STATED EXERCISE ▸ Using the listing below, copy every line that mentions "React".

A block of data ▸
------------------------------------------------------------
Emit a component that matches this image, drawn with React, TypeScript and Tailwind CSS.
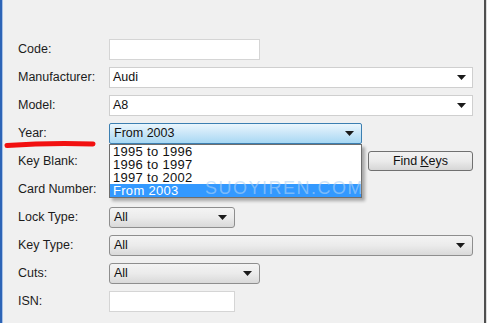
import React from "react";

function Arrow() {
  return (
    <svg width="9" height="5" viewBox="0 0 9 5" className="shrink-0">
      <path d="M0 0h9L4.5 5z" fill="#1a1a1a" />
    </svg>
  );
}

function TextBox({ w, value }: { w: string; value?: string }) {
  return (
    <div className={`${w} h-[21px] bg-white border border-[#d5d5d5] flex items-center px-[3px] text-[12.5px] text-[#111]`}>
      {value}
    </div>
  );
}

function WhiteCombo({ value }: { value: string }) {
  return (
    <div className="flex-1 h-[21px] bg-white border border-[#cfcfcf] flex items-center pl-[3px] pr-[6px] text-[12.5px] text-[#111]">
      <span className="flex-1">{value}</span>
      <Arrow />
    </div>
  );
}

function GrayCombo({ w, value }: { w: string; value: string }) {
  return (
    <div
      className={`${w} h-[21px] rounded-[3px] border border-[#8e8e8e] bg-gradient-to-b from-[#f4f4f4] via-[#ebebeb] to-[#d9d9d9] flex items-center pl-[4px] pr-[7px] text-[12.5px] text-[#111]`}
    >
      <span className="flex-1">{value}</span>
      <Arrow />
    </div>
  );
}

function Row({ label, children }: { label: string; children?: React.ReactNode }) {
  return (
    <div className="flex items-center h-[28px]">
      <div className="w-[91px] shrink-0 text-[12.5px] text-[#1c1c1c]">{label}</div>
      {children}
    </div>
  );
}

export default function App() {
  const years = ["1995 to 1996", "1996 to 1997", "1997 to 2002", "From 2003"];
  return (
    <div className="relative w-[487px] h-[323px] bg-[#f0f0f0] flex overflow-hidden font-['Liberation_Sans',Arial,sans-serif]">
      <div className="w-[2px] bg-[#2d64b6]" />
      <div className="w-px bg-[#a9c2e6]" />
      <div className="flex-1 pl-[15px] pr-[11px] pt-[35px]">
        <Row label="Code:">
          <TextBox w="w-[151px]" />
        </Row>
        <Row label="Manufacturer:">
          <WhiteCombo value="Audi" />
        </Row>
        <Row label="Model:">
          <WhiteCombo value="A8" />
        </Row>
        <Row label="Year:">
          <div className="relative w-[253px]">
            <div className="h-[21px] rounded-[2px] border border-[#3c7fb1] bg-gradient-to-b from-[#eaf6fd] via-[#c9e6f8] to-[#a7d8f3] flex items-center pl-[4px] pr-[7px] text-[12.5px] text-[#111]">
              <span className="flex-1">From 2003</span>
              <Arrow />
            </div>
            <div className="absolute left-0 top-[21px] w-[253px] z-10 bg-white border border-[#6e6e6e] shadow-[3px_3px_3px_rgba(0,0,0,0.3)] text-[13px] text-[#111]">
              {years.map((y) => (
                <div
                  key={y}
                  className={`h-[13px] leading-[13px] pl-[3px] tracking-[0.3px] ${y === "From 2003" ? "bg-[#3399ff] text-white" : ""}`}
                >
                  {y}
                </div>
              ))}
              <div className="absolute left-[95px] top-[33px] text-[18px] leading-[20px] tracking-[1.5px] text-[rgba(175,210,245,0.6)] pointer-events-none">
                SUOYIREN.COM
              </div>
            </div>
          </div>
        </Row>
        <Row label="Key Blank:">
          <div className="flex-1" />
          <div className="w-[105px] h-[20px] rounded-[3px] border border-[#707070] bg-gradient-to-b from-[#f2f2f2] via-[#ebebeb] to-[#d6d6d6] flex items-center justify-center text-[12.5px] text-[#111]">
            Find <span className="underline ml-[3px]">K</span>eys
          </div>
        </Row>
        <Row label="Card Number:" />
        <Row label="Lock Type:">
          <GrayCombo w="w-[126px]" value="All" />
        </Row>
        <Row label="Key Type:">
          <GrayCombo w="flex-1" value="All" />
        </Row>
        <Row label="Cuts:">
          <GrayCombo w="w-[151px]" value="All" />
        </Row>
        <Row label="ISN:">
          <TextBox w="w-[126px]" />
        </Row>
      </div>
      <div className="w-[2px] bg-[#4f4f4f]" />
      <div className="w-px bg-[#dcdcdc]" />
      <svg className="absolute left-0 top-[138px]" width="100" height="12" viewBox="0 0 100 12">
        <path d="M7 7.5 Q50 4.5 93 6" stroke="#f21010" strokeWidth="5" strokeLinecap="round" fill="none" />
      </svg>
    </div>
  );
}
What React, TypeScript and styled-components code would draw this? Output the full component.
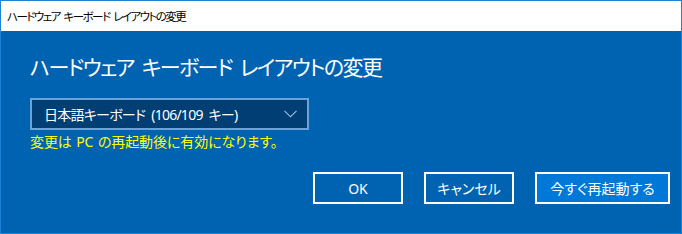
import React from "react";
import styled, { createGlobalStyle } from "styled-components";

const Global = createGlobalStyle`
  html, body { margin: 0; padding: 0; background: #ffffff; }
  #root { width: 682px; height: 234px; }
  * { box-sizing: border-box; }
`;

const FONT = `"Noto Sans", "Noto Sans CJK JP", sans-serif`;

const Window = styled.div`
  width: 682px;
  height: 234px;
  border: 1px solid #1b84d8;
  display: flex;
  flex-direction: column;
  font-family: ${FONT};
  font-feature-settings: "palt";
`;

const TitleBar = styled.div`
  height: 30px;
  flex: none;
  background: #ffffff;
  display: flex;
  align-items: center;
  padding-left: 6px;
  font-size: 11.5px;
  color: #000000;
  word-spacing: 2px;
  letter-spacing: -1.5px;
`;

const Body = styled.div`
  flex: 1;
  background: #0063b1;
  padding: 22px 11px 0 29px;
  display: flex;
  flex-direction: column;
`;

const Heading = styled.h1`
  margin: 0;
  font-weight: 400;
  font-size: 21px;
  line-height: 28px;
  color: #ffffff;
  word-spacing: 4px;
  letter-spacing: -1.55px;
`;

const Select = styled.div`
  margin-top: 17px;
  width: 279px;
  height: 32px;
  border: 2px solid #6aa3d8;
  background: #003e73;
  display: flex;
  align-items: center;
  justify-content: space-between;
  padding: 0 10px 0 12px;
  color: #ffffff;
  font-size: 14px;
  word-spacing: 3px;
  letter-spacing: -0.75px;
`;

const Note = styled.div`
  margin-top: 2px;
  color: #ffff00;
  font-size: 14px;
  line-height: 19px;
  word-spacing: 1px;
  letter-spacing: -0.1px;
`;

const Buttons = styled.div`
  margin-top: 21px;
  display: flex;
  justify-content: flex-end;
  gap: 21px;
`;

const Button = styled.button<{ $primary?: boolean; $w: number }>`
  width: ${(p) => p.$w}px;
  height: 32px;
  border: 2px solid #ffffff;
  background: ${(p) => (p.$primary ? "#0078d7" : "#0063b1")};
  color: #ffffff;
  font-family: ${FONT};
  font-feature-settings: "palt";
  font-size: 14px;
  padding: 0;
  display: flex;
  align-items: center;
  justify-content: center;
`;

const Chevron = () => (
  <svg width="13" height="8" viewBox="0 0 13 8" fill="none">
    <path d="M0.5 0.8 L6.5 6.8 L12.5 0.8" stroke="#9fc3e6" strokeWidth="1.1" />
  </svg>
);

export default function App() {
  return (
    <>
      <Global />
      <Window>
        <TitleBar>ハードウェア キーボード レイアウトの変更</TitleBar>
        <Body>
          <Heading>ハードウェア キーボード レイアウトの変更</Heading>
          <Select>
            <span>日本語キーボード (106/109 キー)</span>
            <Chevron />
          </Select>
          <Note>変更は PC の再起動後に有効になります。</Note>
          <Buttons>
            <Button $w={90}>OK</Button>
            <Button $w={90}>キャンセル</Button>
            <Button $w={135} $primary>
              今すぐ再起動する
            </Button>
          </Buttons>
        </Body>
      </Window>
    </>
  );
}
------------------------------------------------------------
EXPECTED ANSWER ▸
Emit a component that matches this image, drawn with React, TypeScript and Tailwind CSS.
import React from "react";
function Row({ label, children }: { label: string; children?: React.ReactNode }) {
What React, TypeScript and styled-components code would draw this? Output the full component.
import React from "react";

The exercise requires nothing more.